Wednesday, August 25, 2010

A New Story? #2 - Questions

The line begins on the left-hand side of the page and works its way across. It drops straight down until eventually heading right again. Then comes a fork in the road. One prong goes directly up to the level where the line began, and then continues to the right indefinitely. The other way goes down - not straight down, but veering downwards, again indefinitely.

It looks like this (with explanatory words attached):


How did we get to this diagram?

McLaren begins his journey towards A New Kind of Christianity by tackling what he calls "The Narrative Question". "What is the Overarching Storyline of the Bible?" is the foundational question posed by McLaren. This question assumes the Bible to be telling a story, which is an assumption I share. At its heart, Scripture is not an instruction manual, though it does instruct. It's not a repository of doctrine, though it does teach. It's not a book of divine wisdom dropped out of the sky for our enlightenment, though it does contain wisdom and it can enlighten. Scripture is story -- God's story about...well...we'll get there in due course. But McLaren notes that,

To be a Christian...has required us to believe that the Bible presents one very specific storyline...

This storyline, which McLaren seeks to dismantle, is the one diagrammed above. It begins with perfection in Eden, it descends into a fallen world of sin, and then comes the divide - salvation which leads to eternity in heaven, or damnation which leads to eternity in hell.

Does that sound like the story of the Bible in a nutshell?

It does to me. Or at least it sounds like the story that I've been taught, which is a story that seems to be created by Scripture itself. But is this really the story Scripture tells? In the midst of some caricatures, McLaren makes a simple observation and asks a profound question:

Few of us acknowledge that this master-narrative starts with one category of things, good and blessed, and then ends up with two categories of things, good and blessed on the top line and evil and tormented on the bottom....Can we dare to wonder, given an ending that has more evil and suffering than the beginning, if it would have been better for this story never to have begun?

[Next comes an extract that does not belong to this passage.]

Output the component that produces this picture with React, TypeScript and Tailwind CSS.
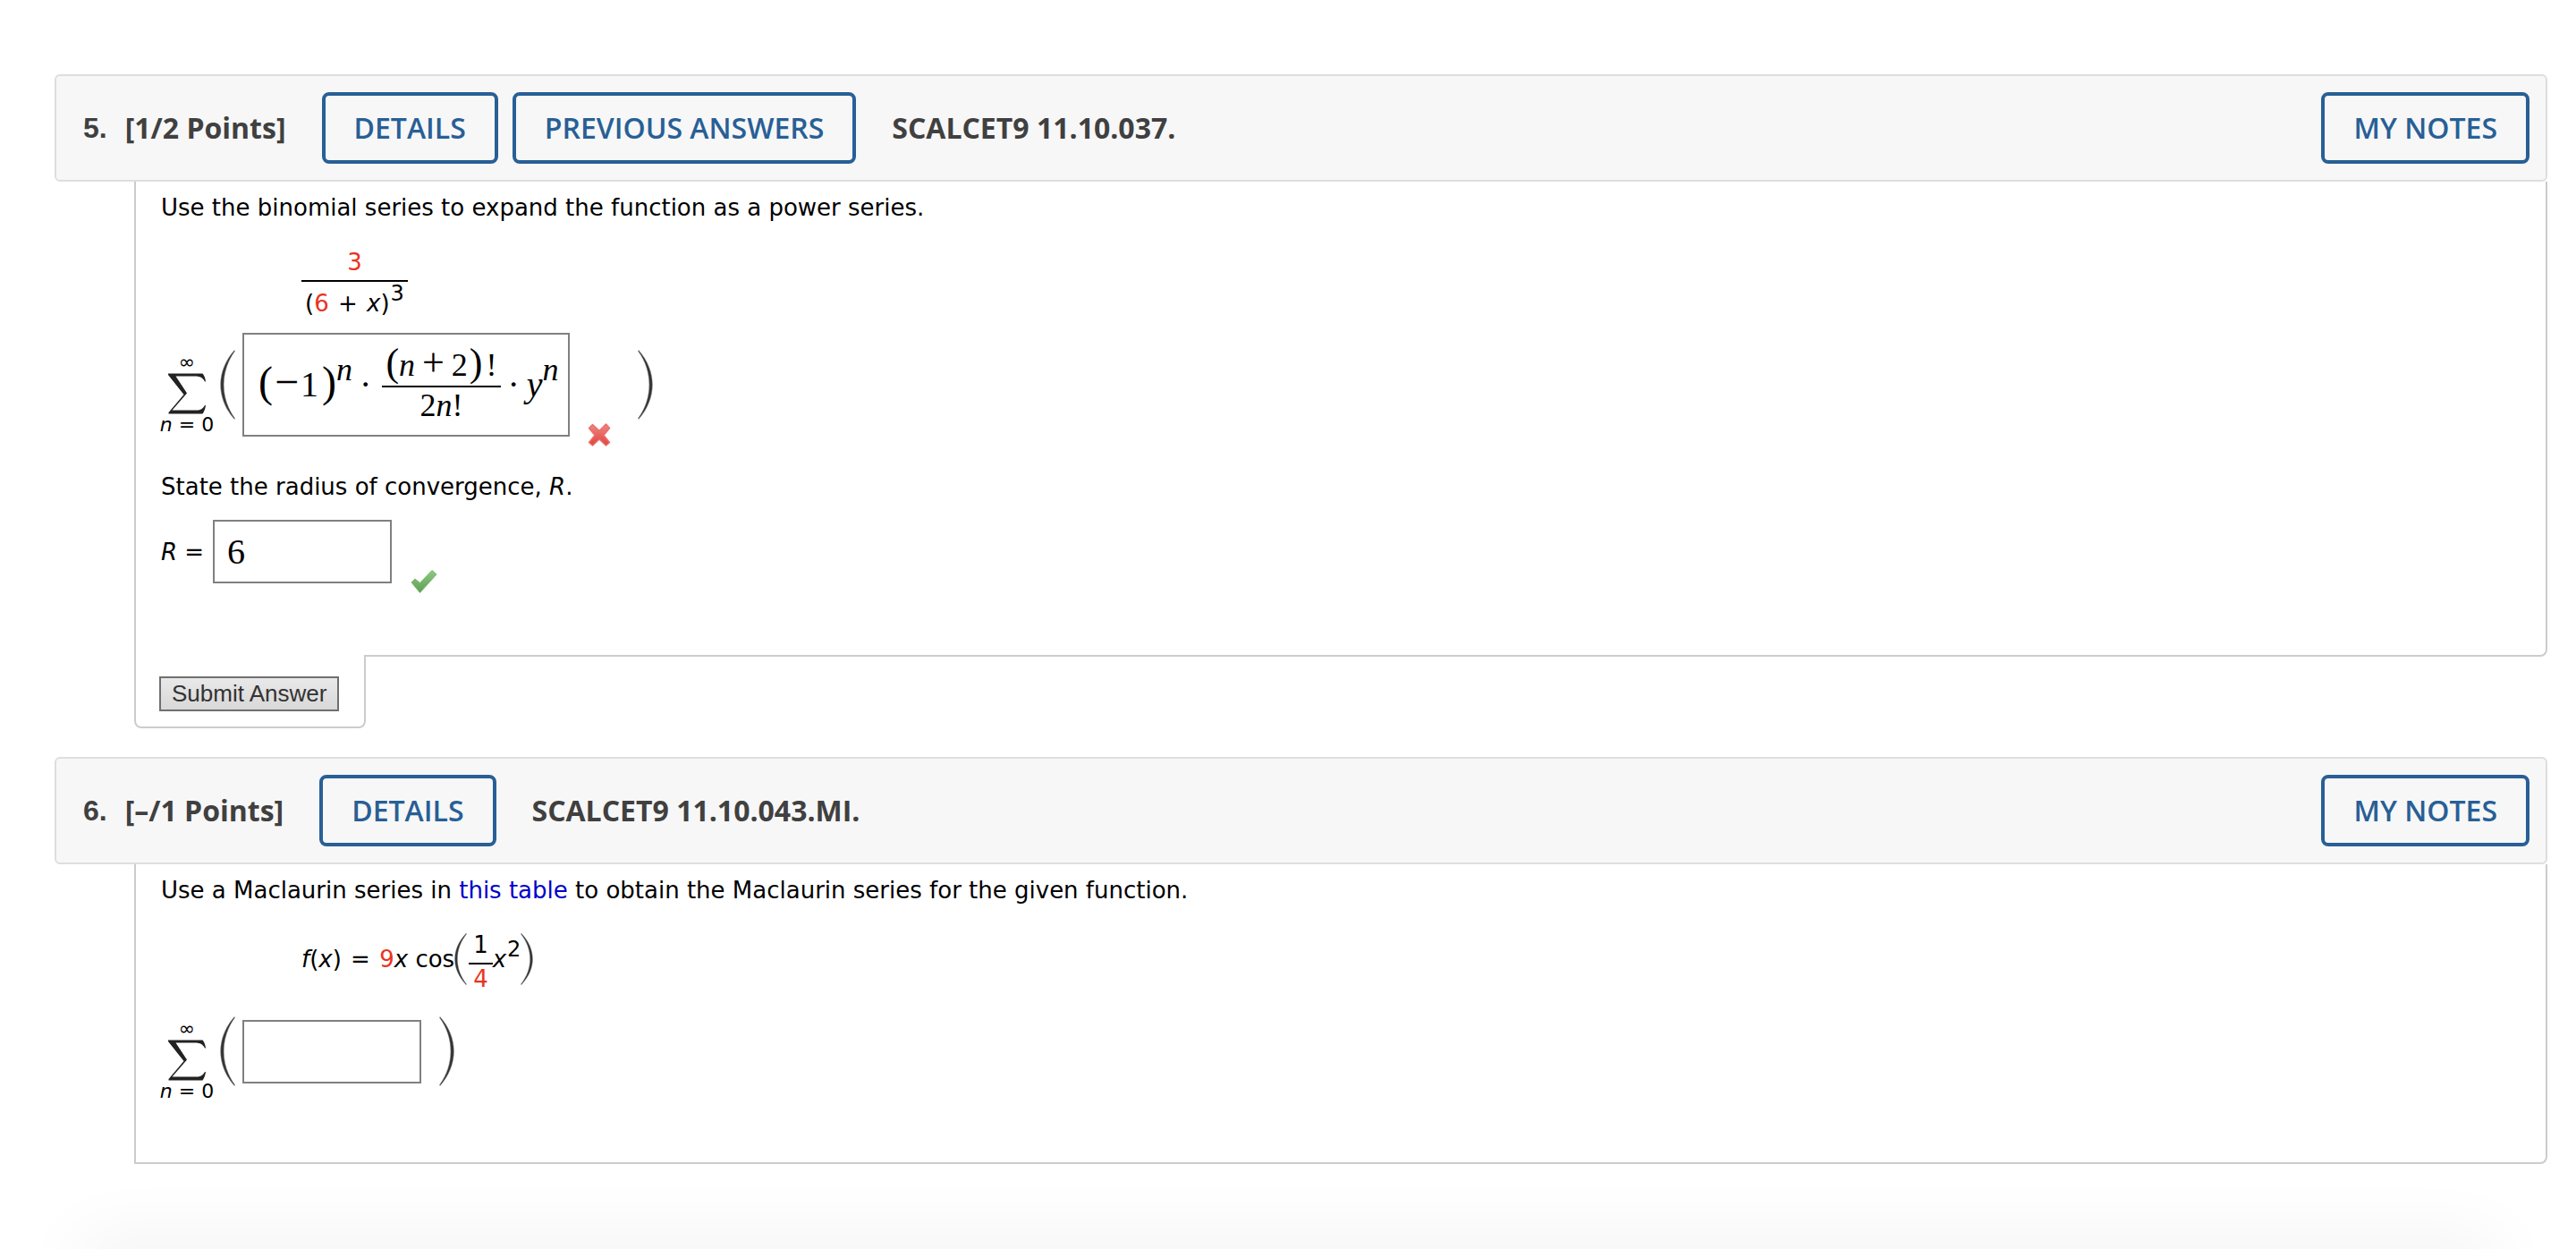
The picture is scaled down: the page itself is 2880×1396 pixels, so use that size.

This is a heartfelt question that musn't be swept under the rug. A story depends on perspective. Ask Hitler to tell you about World War II and you might get a sob story about how he failed in his mission and now lives in permanent disgrace. Ask Eisenhower or Churchill the same question and you'll get a very different answer, though they are all talking about the same event(s). Can it be that most people's story -- if we take the above outline to be more or less true -- will turn out for the worst, with the few living to tell a tale with a happy ending? If the story the Bible weaves will largely end up with individual stories of anguish and defeat, why even begin to tell it?

Or perhaps we don't quite have our story straight. Maybe we have misread the Bible; misunderstood what the Storyteller was saying, about both himself and his purposes. Our lines might be going the right direction, but our insight into what they entail might be too narrow in some places and not narrow enough in others. Or, if McLaren is on to something, our lines may be missing the point entirely.

The following questions, asked by Daniel Kirk, are the reason why I am interested in what McLaren has to write, even if he is wrong:

Again the question comes to us how the gospel is actually good news for someone who has experienced nothing but injustice, whose life is defined quintessentially by her status as a victim. Is the gospel good news if it means that such a victim, upon death, will meet a judgment that makes her life of perpetual rape seem like paradise in comparison.

I am not about to abandon everything I once knew, but I do want to be open to a re-shaping of the biblical narrative as it springs from the character of the God who is over, above, and even in, the story: the God revealed to the world not primarily in words on a page, but in the person of Jesus.